===== INFORMATION PROVIDED =====

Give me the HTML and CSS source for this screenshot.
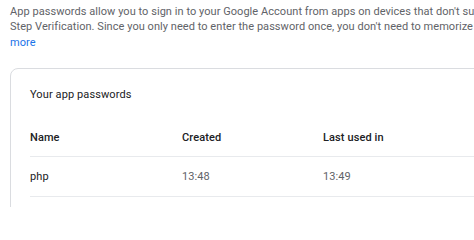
FILE: index.html
```html
<!DOCTYPE html>
<html>
<head>
<meta charset="utf-8">
<link rel="stylesheet" href="styles.css">
</head>
<body>
<div class="page">
  <p class="intro">App passwords allow you to sign in to your Google Account from apps on devices that don't support 2-Step Verification. Since you only need to enter the password once, you don't need to memorize it. <a class="more" href="#">Learn more</a></p>
  <section class="card">
    <h2 class="card-title">Your app passwords</h2>
    <div class="table">
      <div class="row head">
        <div class="c-name">Name</div>
        <div class="c-created">Created</div>
        <div class="c-used">Last used in</div>
      </div>
      <div class="row body-row">
        <div class="c-name name">php</div>
        <div class="c-created muted">13:48</div>
        <div class="c-used muted">13:49</div>
      </div>
    </div>
  </section>
</div>
</body>
</html>
```
FILE: styles.css
```css
html, body {
  margin: 0;
  padding: 0;
  background: #fff;
  overflow: hidden;
}
body {
  font-family: Roboto, "Liberation Sans", Arial, sans-serif;
  width: 474px;
  height: 207px;
}
.page {
  width: 640px;
  padding: 3.5px 0 0 10px;
}
.intro {
  margin: 0;
  width: 525px;
  font-size: 11px;
  line-height: 15.5px;
  color: #5f6368;
  letter-spacing: 0.05px;
}
.more {
  color: #1a73e8;
  text-decoration: none;
}
.card {
  margin-top: 18px;
  border: 1px solid #dadce0;
  border-radius: 8px;
  padding: 18px 0 0 19px;
  height: 200px;
}
.card-title {
  margin: 0;
  font-size: 11px;
  line-height: 16px;
  font-weight: 400;
  color: #202124;
  letter-spacing: 0.1px;
}
.table {
  margin-top: 27px;
}
.row {
  display: grid;
  grid-template-columns: 152px 141px 1fr;
  border-bottom: 1px solid #e8eaed;
  font-size: 11px;
  line-height: 16px;
  color: #202124;
  letter-spacing: 0.1px;
}
.row.head {
  font-weight: 500;
  padding-bottom: 10px;
}
.body-row {
  height: 39px;
  align-items: center;
}
.muted {
  color: #5f6368;
}
```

=====

**WHAT THE TASK ASKS**:
Leave out the pictures and print every line of the data exactly.

**TASK RESPONSE**:
Give me the HTML and CSS source for this screenshot.
FILE: index.html
```html
<!DOCTYPE html>
<html>
<head>
<meta charset="utf-8">
<link rel="stylesheet" href="styles.css">
</head>
<body>
<div class="page">
  <p class="intro">App passwords allow you to sign in to your Google Account from apps on devices that don't support 2-Step Verification. Since you only need to enter the password once, you don't need to memorize it. <a class="more" href="#">Learn more</a></p>
  <section class="card">
    <h2 class="card-title">Your app passwords</h2>
    <div class="table">
      <div class="row head">
        <div class="c-name">Name</div>
        <div class="c-created">Created</div>
        <div class="c-used">Last used in</div>
      </div>
      <div class="row body-row">
        <div class="c-name name">php</div>
        <div class="c-created muted">13:48</div>
        <div class="c-used muted">13:49</div>
      </div>
    </div>
  </section>
</div>
</body>
</html>
```
FILE: styles.css
```css
html, body {
  margin: 0;
  padding: 0;
  background: #fff;
  overflow: hidden;
}
body {
  font-family: Roboto, "Liberation Sans", Arial, sans-serif;
  width: 474px;
  height: 207px;
}
.page {
  width: 640px;
  padding: 3.5px 0 0 10px;
}
.intro {
  margin: 0;
  width: 525px;
  font-size: 11px;
  line-height: 15.5px;
  color: #5f6368;
  letter-spacing: 0.05px;
}
.more {
  color: #1a73e8;
  text-decoration: none;
}
.card {
  margin-top: 18px;
  border: 1px solid #dadce0;
  border-radius: 8px;
  padding: 18px 0 0 19px;
  height: 200px;
}
.card-title {
  margin: 0;
  font-size: 11px;
  line-height: 16px;
  font-weight: 400;
  color: #202124;
  letter-spacing: 0.1px;
}
.table {
  margin-top: 27px;
}
.row {
  display: grid;
  grid-template-columns: 152px 141px 1fr;
  border-bottom: 1px solid #e8eaed;
  font-size: 11px;
  line-height: 16px;
  color: #202124;
  letter-spacing: 0.1px;
}
.row.head {
  font-weight: 500;
  padding-bottom: 10px;
}
.body-row {
  height: 39px;
  align-items: center;
}
.muted {
  color: #5f6368;
}
```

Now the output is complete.